■ Short problem:
Show each line that has the string "this" in it.

________________

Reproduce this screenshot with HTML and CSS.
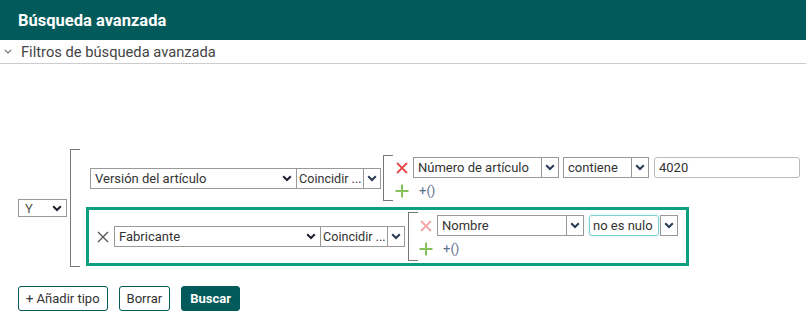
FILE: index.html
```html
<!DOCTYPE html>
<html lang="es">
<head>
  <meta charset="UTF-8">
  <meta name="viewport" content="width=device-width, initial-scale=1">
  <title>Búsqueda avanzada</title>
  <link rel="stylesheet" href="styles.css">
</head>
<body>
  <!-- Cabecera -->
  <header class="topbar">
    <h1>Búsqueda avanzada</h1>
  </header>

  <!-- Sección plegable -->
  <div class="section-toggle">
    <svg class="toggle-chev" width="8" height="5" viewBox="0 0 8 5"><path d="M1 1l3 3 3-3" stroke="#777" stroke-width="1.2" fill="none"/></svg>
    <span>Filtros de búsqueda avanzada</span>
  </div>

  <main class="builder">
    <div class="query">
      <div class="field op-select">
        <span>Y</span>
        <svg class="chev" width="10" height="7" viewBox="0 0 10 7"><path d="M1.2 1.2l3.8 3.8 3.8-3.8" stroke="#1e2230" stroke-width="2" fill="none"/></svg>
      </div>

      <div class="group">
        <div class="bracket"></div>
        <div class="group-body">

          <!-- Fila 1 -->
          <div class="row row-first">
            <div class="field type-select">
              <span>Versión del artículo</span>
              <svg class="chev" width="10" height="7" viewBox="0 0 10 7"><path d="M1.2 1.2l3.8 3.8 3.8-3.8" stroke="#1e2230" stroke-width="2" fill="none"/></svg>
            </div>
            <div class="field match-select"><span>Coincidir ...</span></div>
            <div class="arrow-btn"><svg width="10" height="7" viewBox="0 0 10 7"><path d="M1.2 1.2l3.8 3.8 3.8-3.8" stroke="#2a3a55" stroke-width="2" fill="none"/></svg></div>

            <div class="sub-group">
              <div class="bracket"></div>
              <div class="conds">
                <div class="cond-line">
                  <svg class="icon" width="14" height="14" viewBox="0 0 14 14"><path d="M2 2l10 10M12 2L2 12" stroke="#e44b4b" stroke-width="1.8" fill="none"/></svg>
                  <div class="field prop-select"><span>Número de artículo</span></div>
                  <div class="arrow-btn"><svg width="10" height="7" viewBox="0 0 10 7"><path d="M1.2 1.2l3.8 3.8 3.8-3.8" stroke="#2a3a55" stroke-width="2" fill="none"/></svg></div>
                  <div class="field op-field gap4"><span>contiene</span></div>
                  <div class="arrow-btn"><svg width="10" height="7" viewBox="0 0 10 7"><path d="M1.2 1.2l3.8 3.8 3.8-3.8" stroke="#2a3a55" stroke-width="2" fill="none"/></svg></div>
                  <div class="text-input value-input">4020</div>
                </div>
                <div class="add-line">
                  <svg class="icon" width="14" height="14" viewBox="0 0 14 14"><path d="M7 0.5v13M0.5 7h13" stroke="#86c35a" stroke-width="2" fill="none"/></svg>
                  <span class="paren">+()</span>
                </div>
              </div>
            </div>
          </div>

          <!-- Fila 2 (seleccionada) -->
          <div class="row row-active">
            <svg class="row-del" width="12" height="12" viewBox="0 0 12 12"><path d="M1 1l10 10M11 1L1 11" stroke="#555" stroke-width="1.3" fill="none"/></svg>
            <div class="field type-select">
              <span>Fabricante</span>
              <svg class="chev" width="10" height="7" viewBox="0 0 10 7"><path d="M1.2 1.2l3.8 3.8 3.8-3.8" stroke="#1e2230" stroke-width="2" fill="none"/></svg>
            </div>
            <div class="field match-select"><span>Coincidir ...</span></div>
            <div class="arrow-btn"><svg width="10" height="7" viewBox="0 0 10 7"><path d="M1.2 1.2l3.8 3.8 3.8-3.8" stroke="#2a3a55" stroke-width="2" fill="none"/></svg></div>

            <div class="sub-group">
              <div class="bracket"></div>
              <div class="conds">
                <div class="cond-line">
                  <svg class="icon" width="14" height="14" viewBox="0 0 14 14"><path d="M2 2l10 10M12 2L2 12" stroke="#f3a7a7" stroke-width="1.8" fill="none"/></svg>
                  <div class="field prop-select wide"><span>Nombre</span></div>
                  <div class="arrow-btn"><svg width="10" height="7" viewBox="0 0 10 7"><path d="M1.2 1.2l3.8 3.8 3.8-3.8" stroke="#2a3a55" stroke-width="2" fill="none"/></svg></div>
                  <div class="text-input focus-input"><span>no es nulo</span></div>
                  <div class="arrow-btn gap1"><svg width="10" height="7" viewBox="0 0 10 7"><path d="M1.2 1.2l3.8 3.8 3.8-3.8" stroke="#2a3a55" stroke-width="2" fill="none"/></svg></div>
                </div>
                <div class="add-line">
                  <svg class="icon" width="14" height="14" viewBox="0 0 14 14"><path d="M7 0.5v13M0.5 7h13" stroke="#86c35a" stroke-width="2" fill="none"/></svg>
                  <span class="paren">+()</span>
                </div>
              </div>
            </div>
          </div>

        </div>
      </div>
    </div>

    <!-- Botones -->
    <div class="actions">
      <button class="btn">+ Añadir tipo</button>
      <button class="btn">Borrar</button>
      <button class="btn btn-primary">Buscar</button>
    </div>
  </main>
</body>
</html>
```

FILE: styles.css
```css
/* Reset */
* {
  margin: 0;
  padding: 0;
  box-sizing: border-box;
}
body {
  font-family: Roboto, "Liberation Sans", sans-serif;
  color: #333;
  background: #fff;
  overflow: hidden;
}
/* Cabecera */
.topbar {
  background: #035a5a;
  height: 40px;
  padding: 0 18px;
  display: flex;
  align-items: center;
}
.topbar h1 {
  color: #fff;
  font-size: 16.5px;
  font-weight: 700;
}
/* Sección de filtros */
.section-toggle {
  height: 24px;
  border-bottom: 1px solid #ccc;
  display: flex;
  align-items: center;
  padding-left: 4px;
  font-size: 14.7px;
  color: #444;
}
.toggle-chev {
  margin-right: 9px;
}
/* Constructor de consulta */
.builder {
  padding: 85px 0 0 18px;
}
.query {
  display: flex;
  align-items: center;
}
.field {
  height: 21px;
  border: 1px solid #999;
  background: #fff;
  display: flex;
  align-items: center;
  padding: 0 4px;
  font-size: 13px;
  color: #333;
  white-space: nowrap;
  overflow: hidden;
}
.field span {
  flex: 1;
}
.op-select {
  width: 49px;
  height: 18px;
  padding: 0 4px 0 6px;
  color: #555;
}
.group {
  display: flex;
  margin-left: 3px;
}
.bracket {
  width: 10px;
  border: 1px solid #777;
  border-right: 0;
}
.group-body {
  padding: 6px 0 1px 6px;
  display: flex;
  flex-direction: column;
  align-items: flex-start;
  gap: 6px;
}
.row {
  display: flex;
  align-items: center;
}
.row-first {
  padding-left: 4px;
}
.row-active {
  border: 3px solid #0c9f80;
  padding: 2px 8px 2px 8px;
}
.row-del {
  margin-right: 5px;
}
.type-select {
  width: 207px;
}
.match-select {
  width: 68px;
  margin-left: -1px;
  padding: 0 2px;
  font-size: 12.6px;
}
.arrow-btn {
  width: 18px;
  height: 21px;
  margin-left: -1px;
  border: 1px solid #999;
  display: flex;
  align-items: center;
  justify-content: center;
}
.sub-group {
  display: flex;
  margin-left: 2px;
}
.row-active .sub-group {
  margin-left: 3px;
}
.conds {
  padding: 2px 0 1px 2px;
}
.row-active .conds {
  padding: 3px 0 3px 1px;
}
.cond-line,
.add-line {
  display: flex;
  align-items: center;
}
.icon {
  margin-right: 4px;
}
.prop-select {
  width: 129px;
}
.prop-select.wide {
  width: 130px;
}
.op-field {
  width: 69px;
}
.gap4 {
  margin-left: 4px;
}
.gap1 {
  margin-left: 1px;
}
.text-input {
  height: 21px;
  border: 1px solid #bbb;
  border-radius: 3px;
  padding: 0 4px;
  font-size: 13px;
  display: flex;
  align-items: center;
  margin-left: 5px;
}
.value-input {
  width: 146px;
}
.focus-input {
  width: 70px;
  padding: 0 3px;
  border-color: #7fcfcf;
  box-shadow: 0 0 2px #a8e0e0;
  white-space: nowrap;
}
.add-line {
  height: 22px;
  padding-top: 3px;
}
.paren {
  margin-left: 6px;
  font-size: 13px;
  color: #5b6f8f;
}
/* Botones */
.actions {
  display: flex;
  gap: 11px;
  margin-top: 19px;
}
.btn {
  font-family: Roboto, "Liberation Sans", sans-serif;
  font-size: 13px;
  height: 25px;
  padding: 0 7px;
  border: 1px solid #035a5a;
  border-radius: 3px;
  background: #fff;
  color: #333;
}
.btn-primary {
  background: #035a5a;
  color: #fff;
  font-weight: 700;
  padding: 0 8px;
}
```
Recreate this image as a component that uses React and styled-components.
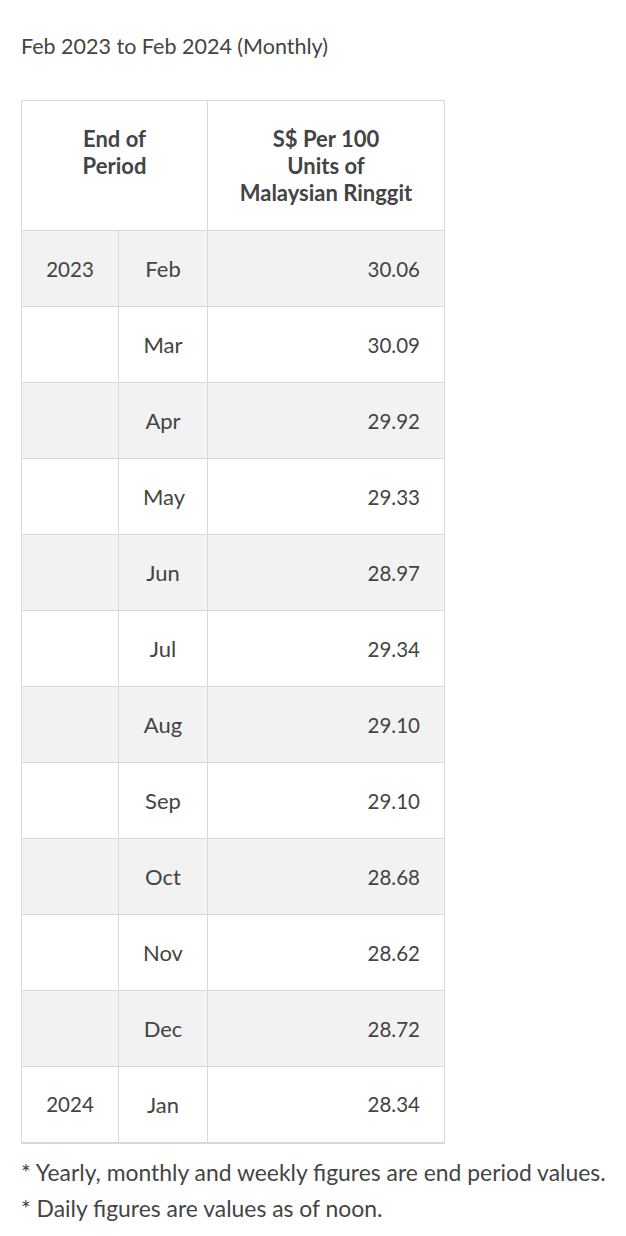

________________

■ Output:
Reproduce this screenshot with HTML and CSS.
Recreate this image as a component that uses React and styled-components.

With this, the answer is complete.